Im Buch ist das zu erfahren, auf welchem hohem Niveau die Esskultur sich schon vor dem ersten Weltkrieg befand. Zwei Kriege und der Zeitgeistgötze, der sich Rationalisierung nennt, haben viele sensorische Empfindungen ums Essen herum vernichtet.
Sehe ich beispielsweise eine weiß gestärktes Tischtuch und eine weiße Serviette auf dem Tisch liegen erweckt das in mir Hochgefühle, Erinnerung an die Kindheit. Meine Gedanken vertiefen sich zu Besuchen im kulinarischen Frankreich, das mit den 1970-Jahren begann. Paul Bocuse, Leon de Lyon, Roger Vergé, Jean Claude Vrinat vom Taillevent, Leon de Lyon, Madame Point in Vienne, Louis Outhier, Alain Chapel, Claude Terrail vom Tour d’Argent, Paul Haeberlin, Raymond Thulliers in seiner Ousteu de Beaumanière in Les Baux Marc Menau in Vezeley, Bernard Loiseau in Saulieu, die Troisgrosbrüder in Roanne und den heute noch kochenden Bernard Pacaud, 1974 war das Maxims in Paris noch ein Großereignis, oder heute die Unternehmungen von Alain Ducasse, Etoile, das Restaurant Epicure im Pariser Bristol, heute immer noch über Allem, Michel Guérard in Eugénie les Bains, und viele mehr.

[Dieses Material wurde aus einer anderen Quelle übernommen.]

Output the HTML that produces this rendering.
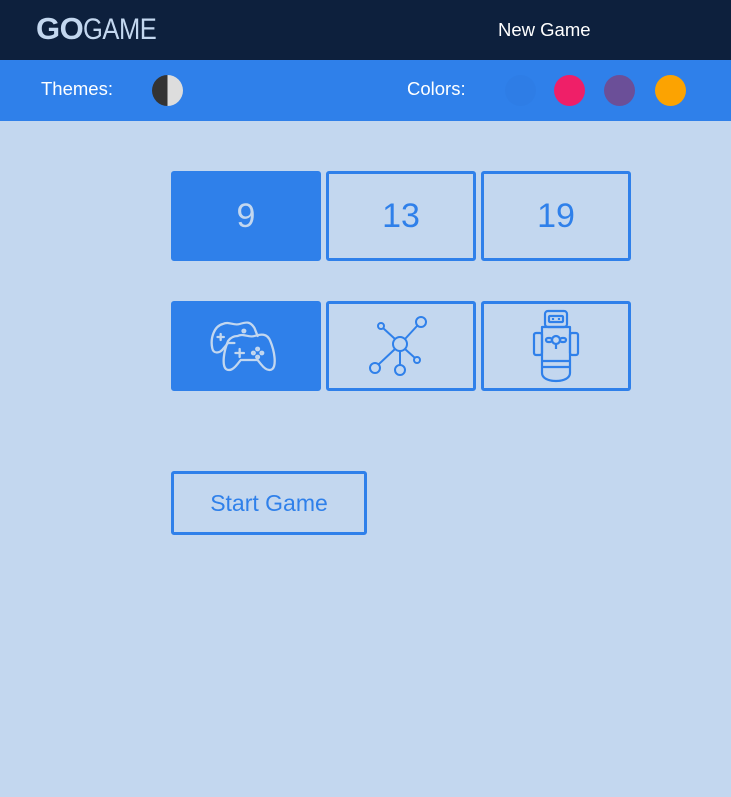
<!DOCTYPE html>
<html><head><style>
*{margin:0;padding:0;box-sizing:border-box}
body{width:731px;height:797px;background:#c3d7ef;font-family:"Liberation Sans",sans-serif;position:relative;overflow:hidden}
.hdr{position:absolute;left:0;top:0;width:731px;height:60px;background:#0d203d}
.logo{position:absolute;left:36px;top:11px;font-size:31px;color:#c3d7ef;letter-spacing:-0.5px}
.logo b{font-weight:bold}
.logo span{font-weight:normal;font-size:30px;transform:scaleX(.85);display:inline-block;transform-origin:left}
.ng{position:absolute;left:498px;top:19px;font-size:18.5px;color:#fff}
.bar{position:absolute;left:0;top:60px;width:731px;height:61px;background:#2f80ea;color:#fff;font-size:18.5px}
.bar .t{position:absolute;top:18px}
.c{position:absolute;top:15px;width:31px;height:31px;border-radius:50%}
.b{position:absolute;width:150px;height:90px;border:3px solid #2f80ea;border-radius:3px;color:#2f80ea;font-size:34px;display:flex;align-items:center;justify-content:center}
.b.on{background:#2f80ea;color:#c3d7ef}
.sg{position:absolute;left:171px;top:471px;width:196px;height:64px;border:3px solid #2f80ea;border-radius:3px;color:#2f80ea;font-size:23px;display:flex;align-items:center;justify-content:center}
</style></head><body>
<div class="hdr"><div class="logo"><b>GO</b><span>GAME</span></div><div class="ng">New Game</div></div>
<div class="bar">
<div class="t" style="left:41px">Themes:</div>
<div class="c" style="left:152px;background:linear-gradient(90deg,#333 50%,#ddd 50%)"></div>
<div class="t" style="left:407px">Colors:</div>
<div class="c" style="left:505px;background:#2e7de6"></div>
<div class="c" style="left:554px;background:#ef1f68"></div>
<div class="c" style="left:604px;background:#6b4f98"></div>
<div class="c" style="left:655px;background:#fca301"></div>
</div>
<div class="b on" style="left:171px;top:171px">9</div>
<div class="b" style="left:326px;top:171px">13</div>
<div class="b" style="left:481px;top:171px">19</div>
<div class="b on" style="left:171px;top:301px">
<svg width="76" height="56" viewBox="0 0 72 56" preserveAspectRatio="none" fill="none" stroke="#c3d7ef" stroke-width="2.2" stroke-linecap="round" stroke-linejoin="round">
<path d="M14 6c6-3 10 2 16 0s10-3 14 4l3 8M14 6C6 8 2 20 4 30c1 6 7 6 11 0l4-5h6"/>
<path d="M28 18c6-3 10 2 16 0s12-3 15 5c4 10 6 24 2 28-4 3-8-1-11-5l-3-4h-16l-3 4c-3 4-7 8-11 5-4-4-2-18 2-28 2-3 5-5 9-5z"/>
<path d="M26 35h8M30 31v8M9 19h6M12 16v6"/>
<circle cx="47" cy="31" r="1.3"/><circle cx="51" cy="35" r="1.3"/><circle cx="47" cy="39" r="1.3"/><circle cx="43" cy="35" r="1.3"/><circle cx="34" cy="13" r="1.3"/>
</svg></div>
<div class="b" style="left:326px;top:301px">
<svg width="64" height="64" viewBox="0 0 64 64" fill="none" stroke="#2f80ea" stroke-width="2">
<circle cx="31" cy="30" r="7"/><circle cx="52" cy="8" r="5"/><circle cx="12" cy="12" r="3"/><circle cx="6" cy="54" r="5"/><circle cx="31" cy="56" r="5"/><circle cx="48" cy="46" r="3"/>
<path d="M36 25l12-13M26 25l-12-11M26 35l-16 15M31 37v14M36 35l10 9"/>
</svg></div>
<div class="b" style="left:481px;top:301px">
<svg width="52" height="74" viewBox="0 0 52 74" fill="none" stroke="#2f80ea" stroke-width="2.2" stroke-linejoin="round">
<rect x="15" y="2" width="22" height="16" rx="3"/><rect x="19" y="7" width="14" height="6" rx="1"/><path d="M23 9v2M29 9v2"/>
<path d="M12 18h28v46c0 5-6 8-14 8s-14-3-14-8z"/>
<path d="M12 52h28M12 58h28"/>
<rect x="4" y="24" width="8" height="22" rx="2"/><rect x="40" y="24" width="8" height="22" rx="2"/>
<circle cx="26" cy="31" r="4"/><rect x="16" y="29" width="6" height="4" rx="2"/><rect x="30" y="29" width="6" height="4" rx="2"/><path d="M26 35v5"/>
</svg></div>
<div class="sg">Start Game</div>
</body></html>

Das waren übrigens alles meine Lehrmeister. Diese Besuche haben viel Geld gekostet, letztlich waren sie aber billiger als eine Universität, oder jährlicher Skiurlaub. Und ohne diese Visiten wäre ich heute nicht der, der ich bin. Hatte ich als junger Koch die Grundlagen der Kocherei intus, ging es nur noch darum, bei Tisch Erfahrung zu sammeln. Hatte ich bei einem Meister mal einen getrüffelten Schweinsfuß oder sonst eine Köstlichkeit genossen, wusste ich wo der Hammer hängt. Unsere Bouillabaisse, die wir momentan auf der Karte haben, kann heute nur so gekocht werden, weil ich an der Côte d‘ Azur die zwei besten Bouillabaisseküchen erleben konnte. Wer so etwas nach Rezept kocht und es nicht in Vollendung je selbst gegessen hat, tappt letztlich im Dunkeln.

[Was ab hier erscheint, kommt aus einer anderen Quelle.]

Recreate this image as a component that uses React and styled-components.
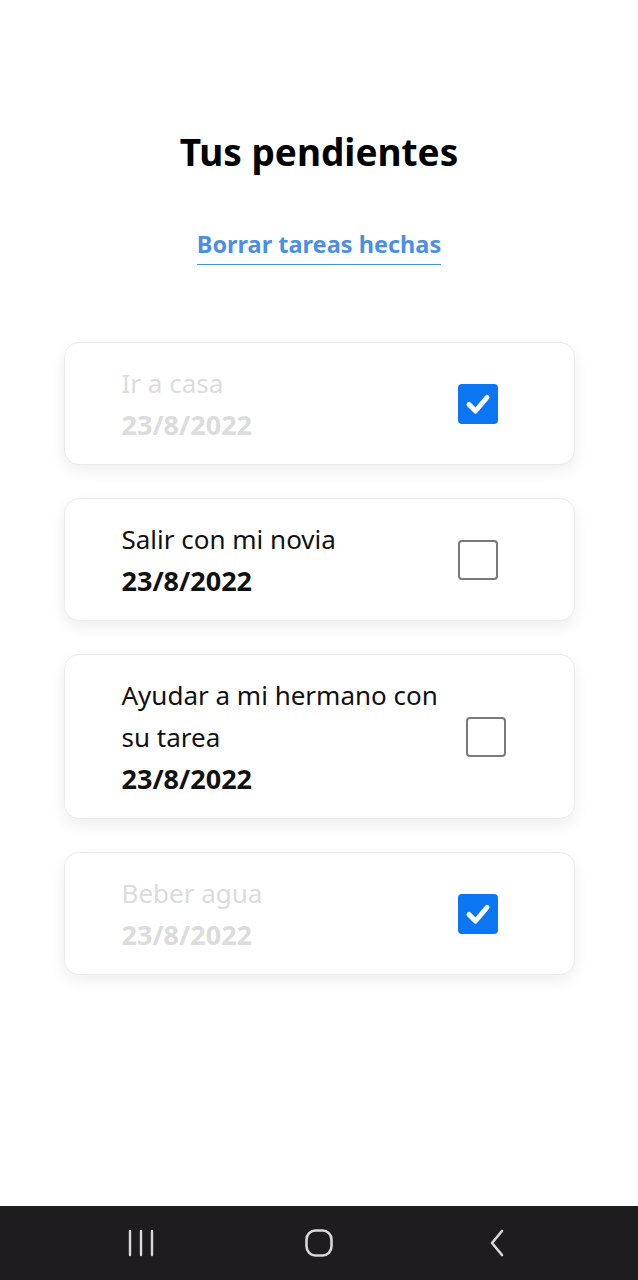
import React from 'react'
import styled, { createGlobalStyle } from 'styled-components'

const GlobalStyle = createGlobalStyle`
  html, body {
    margin: 0;
    padding: 0;
    background: #ffffff;
  }
  body {
    font-family: "Noto Sans", "Open Sans", sans-serif;
  }
`

const Screen = styled.div`
  width: 638px;
  height: 1280px;
  display: flex;
  flex-direction: column;
  background: #fff;
`

const Main = styled.main`
  flex: 1;
  display: flex;
  flex-direction: column;
  align-items: center;
  padding-top: 124px;
`

const Title = styled.h1`
  margin: 0;
  font-size: 37px;
  font-weight: 700;
  color: #000;
  line-height: 56px;
`

const ClearLink = styled.a`
  margin-top: 48px;
  font-size: 23.5px;
  font-weight: 700;
  color: #4a90e2;
  text-decoration: none;
  padding-bottom: 4px;
  border-bottom: 1px solid #4a90e2;
  line-height: 32px;
  cursor: pointer;
`

const List = styled.ul`
  list-style: none;
  margin: 77px 0 0;
  padding: 0;
  width: 511px;
  display: flex;
  flex-direction: column;
  gap: 33px;
`

const Card = styled.li`
  display: flex;
  align-items: center;
  box-sizing: border-box;
  padding: 19px 0 19px 57px;
  background: #fff;
  border: 1px solid #ececec;
  border-radius: 15px;
  box-shadow: 0 6px 16px rgba(0, 0, 0, 0.07);
`

const TextCol = styled.div`
  flex: 1;
  max-width: ${props => props.$wrap ? '318px' : 'none'};
  color: ${props => props.$done ? '#dcdcdc' : '#111'};
`

const TaskName = styled.div`
  font-size: 26px;
  line-height: 42px;
`

const TaskDate = styled.div`
  font-size: 27px;
  font-weight: 700;
  line-height: 41px;
`

const Box = styled.span`
  width: 40px;
  height: 40px;
  box-sizing: border-box;
  flex-shrink: 0;
  margin-left: ${props => props.$wrap ? '26px' : 'auto'};
  margin-right: ${props => props.$wrap ? 'auto' : '76px'};
  border-radius: 4px;
  display: flex;
  align-items: center;
  justify-content: center;
  background: ${props => props.$checked ? '#0a76f2' : '#fff'};
  border: ${props => props.$checked ? 'none' : '2px solid #7a7a7a'};
`

const NavBar = styled.nav`
  height: 74px;
  background: #1e1c1f;
  display: flex;
  align-items: center;
  justify-content: center;
  gap: 150px;
`

const NavIcon = styled.svg`
  display: block;
`

const Check = () => (
  <svg width="28" height="28" viewBox="0 0 28 28">
    <path d="M5 14.5 L11.5 21 L23 7.5" fill="none" stroke="#fff" strokeWidth="5" strokeLinecap="round" strokeLinejoin="round" />
  </svg>
)

const tasks = [
  { name: 'Ir a casa', date: '23/8/2022', done: true },
  { name: 'Salir con mi novia', date: '23/8/2022', done: false },
  { name: 'Ayudar a mi hermano con su tarea', date: '23/8/2022', done: false, wrap: true },
  { name: 'Beber agua', date: '23/8/2022', done: true },
]

function App() {
  return (
    <>
      <GlobalStyle />
      <Screen>
        <Main>
          <Title>Tus pendientes</Title>
          <ClearLink>Borrar tareas hechas</ClearLink>
          <List>
            {tasks.map((t, i) => (
              <Card key={i}>
                <TextCol $done={t.done} $wrap={t.wrap}>
                  <TaskName>{t.name}</TaskName>
                  <TaskDate>{t.date}</TaskDate>
                </TextCol>
                <Box $checked={t.done} $wrap={t.wrap}>
                  {t.done && <Check />}
                </Box>
              </Card>
            ))}
          </List>
        </Main>
        <NavBar>
          <NavIcon width="28" height="28" viewBox="0 0 28 28">
            <g stroke="#d8d8d8" strokeWidth="2.4" strokeLinecap="round">
              <line x1="3" y1="2" x2="3" y2="26" />
              <line x1="14" y1="2" x2="14" y2="26" />
              <line x1="25" y1="2" x2="25" y2="26" />
            </g>
          </NavIcon>
          <NavIcon width="28" height="28" viewBox="0 0 28 28">
            <rect x="1.5" y="1.5" width="25" height="25" rx="9" fill="none" stroke="#d8d8d8" strokeWidth="2.6" />
          </NavIcon>
          <NavIcon width="28" height="28" viewBox="0 0 28 28">
            <path d="M19 2 L9 14 L19 26" fill="none" stroke="#d8d8d8" strokeWidth="2.6" strokeLinecap="round" strokeLinejoin="round" />
          </NavIcon>
        </NavBar>
      </Screen>
    </>
  )
}

export default App
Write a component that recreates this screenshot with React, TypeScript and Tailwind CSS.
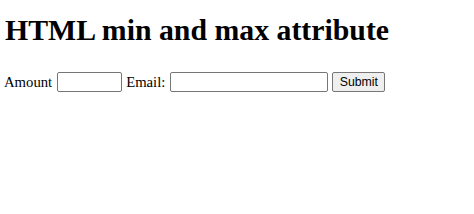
import React from 'react';

export default function App() {
  return (
    <div className="min-h-[214px] bg-white px-[4px] pt-[13px] text-black [font-family:'Liberation_Serif','Times_New_Roman',serif]">
      <h1 className="text-[29.8px] font-bold leading-[33px] ml-px">HTML min and max attribute</h1>

      <form className="mt-[26px] flex items-center text-[14.7px] leading-[19px]">
        <label htmlFor="amount">Amount</label>
        <input
          id="amount"
          type="number"
          min={1}
          max={10}
          className="ml-[5px] h-[20px] w-[65px] rounded-[2px] border border-[#767676] bg-white"
        />
        <label htmlFor="email" className="ml-[4px]">Email:</label>
        <input
          id="email"
          type="email"
          className="ml-[5px] h-[20px] w-[158px] rounded-[2px] border border-[#767676] bg-white"
        />
        <button
          type="button"
          className="ml-[4px] h-[20px] w-[53px] rounded-[2px] border border-[#767676] bg-[#efefef] text-[12.3px] [font-family:'Liberation_Sans',Arial,sans-serif]"
        >
          Submit
        </button>
      </form>
    </div>
  );
}
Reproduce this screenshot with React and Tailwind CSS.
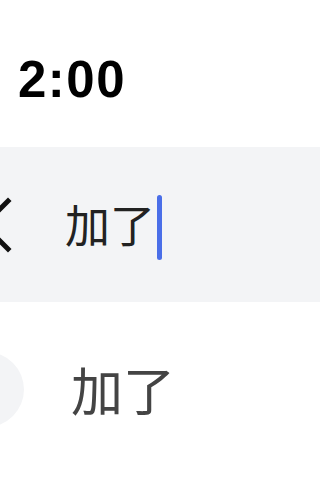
import React from 'react';

const App = () => {
    return (
        <div className="w-full min-w-[223px] h-[482px] overflow-hidden bg-white">
            <div className="h-[147px] pt-[54px] pl-[18px]">
                <div className="text-[51px] leading-none font-bold tracking-[1.5px] text-black font-['Liberation_Sans',Arial,sans-serif]">2:00</div>
            </div>

            <div className="h-[155px] bg-[#f3f4f6] flex items-center">
                <svg className="-ml-[20px] shrink-0" width="32" height="56" viewBox="0 0 32 56" fill="none">
                    <polyline points="28,4 4,28 28,52" stroke="#111" strokeWidth="5" strokeLinecap="square" />
                </svg>
                <span className="ml-[53px] -mt-[3px] text-[45px] leading-none text-[#222] font-['Noto_Sans_CJK_SC',sans-serif]">加了</span>
                <span className="ml-[2px] mt-[6px] w-[5px] h-[65px] rounded-full bg-[#4a6ee8]"></span>
            </div>

            <div className="h-[175px] flex items-center">
                <div className="-ml-[51px] shrink-0 w-[75px] h-[75px] rounded-full bg-[#f3f4f6]"></div>
                <span className="ml-[47px] -mt-[2px] text-[52px] leading-none text-[#444] font-['Noto_Sans_CJK_SC',sans-serif]">加了</span>
            </div>
        </div>
    );
};

export default App;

Bevor ich die richtungsweisenden Restaurants betrat, war ich durch Vorfreude schon ein anderer Mensch. Womöglich erlebte ich nicht einmal die Wirklichkeit, sondern die Erwartung und sonstiges Unterbewusstes. Das alles Großteils längst verschwunden und trotzdem schwingt es in mir nach.

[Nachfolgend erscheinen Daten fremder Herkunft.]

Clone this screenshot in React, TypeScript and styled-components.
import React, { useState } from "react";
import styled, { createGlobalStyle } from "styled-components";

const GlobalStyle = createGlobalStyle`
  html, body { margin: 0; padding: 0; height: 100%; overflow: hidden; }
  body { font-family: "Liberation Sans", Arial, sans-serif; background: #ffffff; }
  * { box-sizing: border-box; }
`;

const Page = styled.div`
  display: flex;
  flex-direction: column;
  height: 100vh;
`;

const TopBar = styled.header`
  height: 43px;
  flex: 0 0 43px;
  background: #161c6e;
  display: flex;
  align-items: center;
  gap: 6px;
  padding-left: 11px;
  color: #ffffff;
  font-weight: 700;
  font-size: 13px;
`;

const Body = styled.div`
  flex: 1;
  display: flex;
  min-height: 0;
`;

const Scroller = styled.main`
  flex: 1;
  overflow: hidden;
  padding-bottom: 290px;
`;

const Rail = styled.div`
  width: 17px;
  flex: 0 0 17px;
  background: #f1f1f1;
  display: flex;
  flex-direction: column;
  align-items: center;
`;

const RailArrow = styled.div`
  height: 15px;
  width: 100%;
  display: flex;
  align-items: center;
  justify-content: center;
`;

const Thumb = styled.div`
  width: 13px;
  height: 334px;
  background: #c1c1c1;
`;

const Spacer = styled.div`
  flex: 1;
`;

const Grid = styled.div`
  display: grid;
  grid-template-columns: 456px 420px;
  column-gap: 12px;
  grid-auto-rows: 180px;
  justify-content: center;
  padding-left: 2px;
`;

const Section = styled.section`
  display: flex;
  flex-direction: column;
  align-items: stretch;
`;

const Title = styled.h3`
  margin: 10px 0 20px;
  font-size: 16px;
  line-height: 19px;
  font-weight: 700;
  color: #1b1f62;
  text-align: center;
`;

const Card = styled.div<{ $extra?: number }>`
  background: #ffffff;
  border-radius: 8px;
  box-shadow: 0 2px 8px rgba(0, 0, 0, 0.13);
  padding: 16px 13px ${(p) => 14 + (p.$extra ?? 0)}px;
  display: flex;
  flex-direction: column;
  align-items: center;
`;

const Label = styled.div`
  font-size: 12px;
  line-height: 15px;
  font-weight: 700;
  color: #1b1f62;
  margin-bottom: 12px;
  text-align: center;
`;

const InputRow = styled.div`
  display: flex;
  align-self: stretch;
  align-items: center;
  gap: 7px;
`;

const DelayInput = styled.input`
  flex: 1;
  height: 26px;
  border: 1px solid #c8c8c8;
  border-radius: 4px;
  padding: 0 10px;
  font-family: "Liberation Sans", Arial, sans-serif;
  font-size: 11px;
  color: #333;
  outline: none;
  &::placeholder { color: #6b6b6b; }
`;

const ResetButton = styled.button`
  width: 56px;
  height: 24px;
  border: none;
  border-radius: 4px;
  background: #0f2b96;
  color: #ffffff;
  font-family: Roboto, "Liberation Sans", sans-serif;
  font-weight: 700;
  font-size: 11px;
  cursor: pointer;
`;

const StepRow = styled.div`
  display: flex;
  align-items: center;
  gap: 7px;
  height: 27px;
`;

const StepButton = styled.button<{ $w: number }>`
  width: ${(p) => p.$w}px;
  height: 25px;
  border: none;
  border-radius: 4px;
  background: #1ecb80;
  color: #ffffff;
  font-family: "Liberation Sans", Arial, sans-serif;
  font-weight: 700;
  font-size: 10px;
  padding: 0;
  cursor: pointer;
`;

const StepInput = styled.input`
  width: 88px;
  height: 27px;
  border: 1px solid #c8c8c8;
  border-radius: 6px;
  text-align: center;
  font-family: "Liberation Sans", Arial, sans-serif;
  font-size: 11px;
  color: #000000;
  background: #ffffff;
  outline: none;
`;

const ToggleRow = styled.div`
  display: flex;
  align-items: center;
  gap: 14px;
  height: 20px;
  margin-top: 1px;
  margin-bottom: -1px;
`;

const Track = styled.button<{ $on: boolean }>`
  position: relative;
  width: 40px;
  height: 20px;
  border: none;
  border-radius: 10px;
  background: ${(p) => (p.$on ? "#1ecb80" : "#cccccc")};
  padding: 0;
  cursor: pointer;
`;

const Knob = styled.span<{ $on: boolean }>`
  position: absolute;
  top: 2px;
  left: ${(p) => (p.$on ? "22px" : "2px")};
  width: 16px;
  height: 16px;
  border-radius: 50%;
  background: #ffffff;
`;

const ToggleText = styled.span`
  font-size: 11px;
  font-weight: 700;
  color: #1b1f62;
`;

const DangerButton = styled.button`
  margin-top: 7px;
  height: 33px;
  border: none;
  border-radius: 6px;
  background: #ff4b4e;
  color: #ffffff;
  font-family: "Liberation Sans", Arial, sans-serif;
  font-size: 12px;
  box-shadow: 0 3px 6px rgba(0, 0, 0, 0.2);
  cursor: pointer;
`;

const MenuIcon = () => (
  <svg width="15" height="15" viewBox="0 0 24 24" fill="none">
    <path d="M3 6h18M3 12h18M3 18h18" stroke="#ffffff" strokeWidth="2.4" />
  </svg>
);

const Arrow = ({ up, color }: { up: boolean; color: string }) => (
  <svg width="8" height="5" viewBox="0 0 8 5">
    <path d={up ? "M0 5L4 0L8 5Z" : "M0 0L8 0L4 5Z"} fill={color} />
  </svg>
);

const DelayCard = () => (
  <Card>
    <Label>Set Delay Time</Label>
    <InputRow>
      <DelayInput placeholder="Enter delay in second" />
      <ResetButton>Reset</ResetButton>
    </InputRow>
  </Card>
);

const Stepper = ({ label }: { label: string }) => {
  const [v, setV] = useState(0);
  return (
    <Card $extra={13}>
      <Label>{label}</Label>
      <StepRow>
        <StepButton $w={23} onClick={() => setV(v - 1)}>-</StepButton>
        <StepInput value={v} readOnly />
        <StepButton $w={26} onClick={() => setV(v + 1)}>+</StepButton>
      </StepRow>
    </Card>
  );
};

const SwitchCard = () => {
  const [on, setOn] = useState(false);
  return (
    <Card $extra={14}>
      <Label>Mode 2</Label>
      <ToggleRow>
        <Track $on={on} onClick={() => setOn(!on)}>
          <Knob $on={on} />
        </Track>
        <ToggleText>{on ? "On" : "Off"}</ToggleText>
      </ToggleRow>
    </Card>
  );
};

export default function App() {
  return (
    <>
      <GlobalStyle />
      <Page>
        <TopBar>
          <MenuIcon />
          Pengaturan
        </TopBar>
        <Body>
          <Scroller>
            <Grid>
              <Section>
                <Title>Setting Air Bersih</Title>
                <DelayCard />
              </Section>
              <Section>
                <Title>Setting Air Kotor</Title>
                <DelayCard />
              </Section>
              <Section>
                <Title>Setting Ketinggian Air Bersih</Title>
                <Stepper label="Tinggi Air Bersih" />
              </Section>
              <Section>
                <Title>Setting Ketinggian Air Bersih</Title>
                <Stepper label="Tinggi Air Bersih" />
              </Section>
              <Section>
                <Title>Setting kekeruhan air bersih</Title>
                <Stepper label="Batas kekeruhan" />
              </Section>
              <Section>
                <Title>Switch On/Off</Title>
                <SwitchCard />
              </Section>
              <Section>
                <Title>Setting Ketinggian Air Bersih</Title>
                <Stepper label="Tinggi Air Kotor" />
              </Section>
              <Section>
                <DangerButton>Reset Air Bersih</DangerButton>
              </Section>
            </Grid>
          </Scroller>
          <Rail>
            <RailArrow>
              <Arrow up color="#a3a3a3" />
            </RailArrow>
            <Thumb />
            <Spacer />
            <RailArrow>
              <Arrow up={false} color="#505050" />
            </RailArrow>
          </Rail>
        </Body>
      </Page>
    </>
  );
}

Der Lebensmittelwissenschaftler Klaus Dürrschmid nimmt uns mit wissenschaftlicher Akribie bei der Hand und erklärt, warum die Phantasie unseres Geists soviel Einfluss auf unser Geschmacksempfinden hat. Er schreibt:
„Essen kann man nie isoliert sehen. Die Erinnerung an die Küche der Kindheit entsteht durch die Verknüpfung des sensorischen Erlebnisses mit der damaligen Situation. Also wie die Speise gerochen, ausgesehen und geschmeckt hat, aber ebenso, wie der Tisch gedeckt war, wie unser Verhältnis zur Oma war, die gesamte Situation geborgener Braten. Kann es sein, dass allein der mit Positivem assoziierte Geruch ist unbewusst dafür sorgt, dass man ihn besser findet. Der Geruch ist ja die sinnliche Wahrnehmung zur Erwartung darf aber nicht zu groß sein. Ein schlechter Braten wird nicht toll, weil Oma einen guten gemacht hat.”
Nachklapp:
Man redet gebetsmühlenhaft von den Kochkünsten der Oma, und das seit Generationen. Für mich wäre es besser, von der Uroma zu reden, denn meine Mutter, die Oma meiner Tochter kochte zwar sehr gut, war aber eine „moderne“ Frau und auch ein Fan von Nescafé und Libbys Dosenravioli.
Die gute alte Zeit? Sie wird gerne verklärt und es ist ein schöner menschlicher Zug, wenn man vergangenen Mist aus dem Kopf räumt und dafür das Gute in Erinnerung behält.
Wir kennen doch alle die Geschichte vom wunderbaren Urlaubswein, der den Transport in die Heimat nicht überstand. Wie herrlich schmeckt in Roms Trastevere der Frascati, aus der Dreiliterbombe. Zuhause empfindet man ihn als Attacke gegen die Gesundheit. Mit dem oft zähen Rindsbraten der Großmutter ist es nicht anders.